Info Edge – which operates portals like Naukri.com – also showed stable performance this quarter. The company's revenue increased by 8.7 percent and profit by 19 percent. IndiaMART also recorded an annual growth of 11 percent, although the company's profit decreased slightly because it increased its marketing expenditure.

Growth in sales of Nykaa's beauty products

Nykaa's beauty product segment still remains its b point. Sales of beauty products increased by 24 percent annually this quarter, while the fashion segment recorded a growth of 16 percent. The company's EBITDA increased by 47 percent to reach ₹140 crore, and profit increased to ₹30 crore.

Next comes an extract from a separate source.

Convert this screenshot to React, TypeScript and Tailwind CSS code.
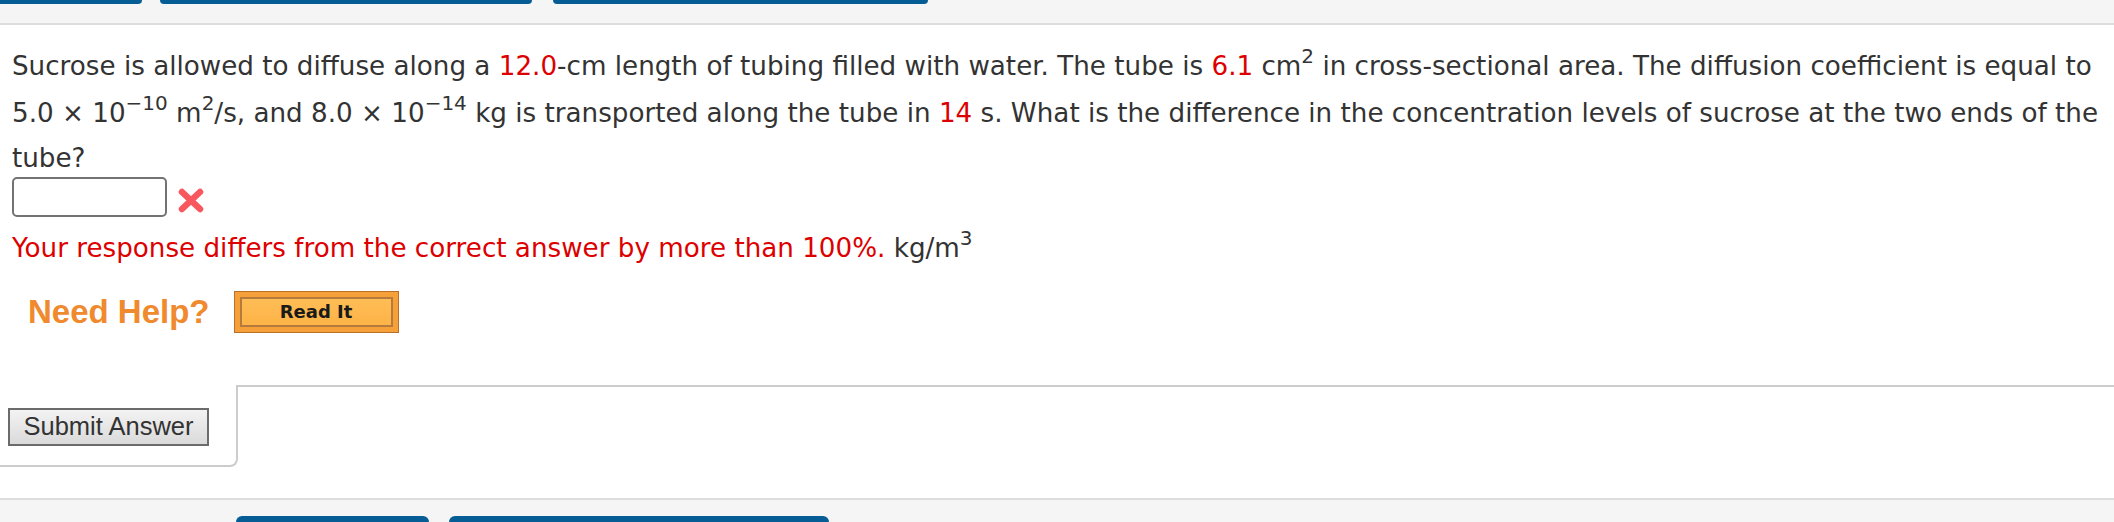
import React from 'react'

const text = "font-['DejaVu_Sans',Verdana,sans-serif]"
const arial = "font-['Liberation_Sans',Arial,sans-serif]"

function Sup({ children }: { children: React.ReactNode }) {
  return <sup className="static align-[12px] text-[20px] leading-[30px]">{children}</sup>
}

function Red({ children }: { children: React.ReactNode }) {
  return <span className="text-[#dd0000]">{children}</span>
}

function WrongMark() {
  return (
    <svg width="28" height="25" viewBox="0 0 28 25" className="mt-[11px] ml-[10px] blur-[0.4px]">
      <path d="M5 4 L23 21 M23 4 L5 21" stroke="#f8585d" strokeWidth={6.5} strokeLinecap="round" />
    </svg>
  )
}

export default function App() {
  return (
    <div className="w-[2114px] h-[522px] bg-white overflow-hidden flex flex-col">
      {/* top nav strip, only tab bottoms visible */}
      <div className="h-[25px] shrink-0 bg-[#f5f5f5] border-b-2 border-[#dddddd] flex items-start">
        <div className="w-[142px] h-[4px] bg-[#065d95] rounded-br-[6px]" />
        <div className="w-[372px] h-[4px] bg-[#065d95] rounded-b-[6px] ml-[18px]" />
        <div className="w-[375px] h-[4px] bg-[#065d95] rounded-b-[6px] ml-[21px]" />
      </div>

      <div className={`${text} text-[26.2px] leading-[44.5px] text-[#333333] px-3`}>
        <p className="mt-[15.5px] whitespace-nowrap">
          Sucrose is allowed to diffuse along a <Red>12.0</Red>-cm length of tubing filled with water. The tube is <Red>6.1</Red> cm<Sup>2</Sup> in cross-sectional area. The diffusion coefficient is equal to
          <br />
          5.0 × 10<Sup>−10</Sup> m<Sup>2</Sup>/s, and 8.0 × 10<Sup>−14</Sup> kg is transported along the tube in <Red>14</Red> s. What is the difference in the concentration levels of sucrose at the two ends of the
          <br />
          tube?
        </p>

        <div className="flex items-start -mt-[3px]">
          <input
            type="text"
            aria-label="answer"
            className="w-[155px] h-[40px] border-2 border-[#737373] rounded-[5px] bg-white"
          />
          <WrongMark />
        </div>

        <p className="mt-[5.5px] whitespace-nowrap">
          <Red>Your response differs from the correct answer by more than 100%.</Red> kg/m<Sup>3</Sup>
        </p>

        <div className="flex items-center h-[42px] mt-[20.5px] ml-4">
          <span className={`${arial} font-bold text-[33px] leading-none text-[#ef8a2e]`}>Need Help?</span>
          <button className="ml-[24px] w-[165px] h-[42px] border border-[#b8712a] bg-[#f6a03a] p-[5px]">
            <span className="flex items-center justify-center w-full h-full border-2 border-[#b57a3c] bg-gradient-to-b from-[#ffbd55] to-[#fdb347] font-['DejaVu_Sans',sans-serif] font-bold text-[18px] leading-none text-[#1a1a1a]">
              Read It
            </span>
          </button>
        </div>
      </div>

      {/* submit area */}
      <div className="flex mt-[52px]">
        <div className="w-[238px] shrink-0 border-r-2 border-b-2 border-[#cccccc] rounded-br-[8px] pl-2 pt-[23px] pb-[19px]">
          <button
            className={`${arial} w-[201px] h-[38px] border-2 border-[#6b6b6b] bg-gradient-to-b from-[#f3f3f3] to-[#dadada] text-[25.5px] leading-none text-[#333333]`}
          >
            Submit Answer
          </button>
        </div>
        <div className="flex-1 border-t-2 border-[#cccccc]" />
      </div>

      {/* bottom nav strip */}
      <div className="mt-[31px] flex-1 bg-[#f5f5f5] border-t-2 border-[#dddddd] flex items-start pt-4">
        <div className="w-[193px] h-[8px] bg-[#065d95] rounded-t-[6px] ml-[236px]" />
        <div className="w-[380px] h-[8px] bg-[#065d95] rounded-t-[6px] ml-[20px]" />
      </div>
    </div>
  )
}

Who was at the forefront in the eyes of the brokerage?

ICICI Securities has included Eternal and Delhivery in its list of preferred digital companies. Also, their outlook towards Swiggy is said to be positive. The report indicates that these companies have the potential to increase their market share, and their losses are gradually decreasing.

Although competition in the e-commerce and digital delivery sectors has increased, companies that have focused on cost control, service quality, and technological expansion are now gradually returning to the path of profit. This report also makes it clear that quick commerce is no longer just an experiment but is becoming a mainstream part.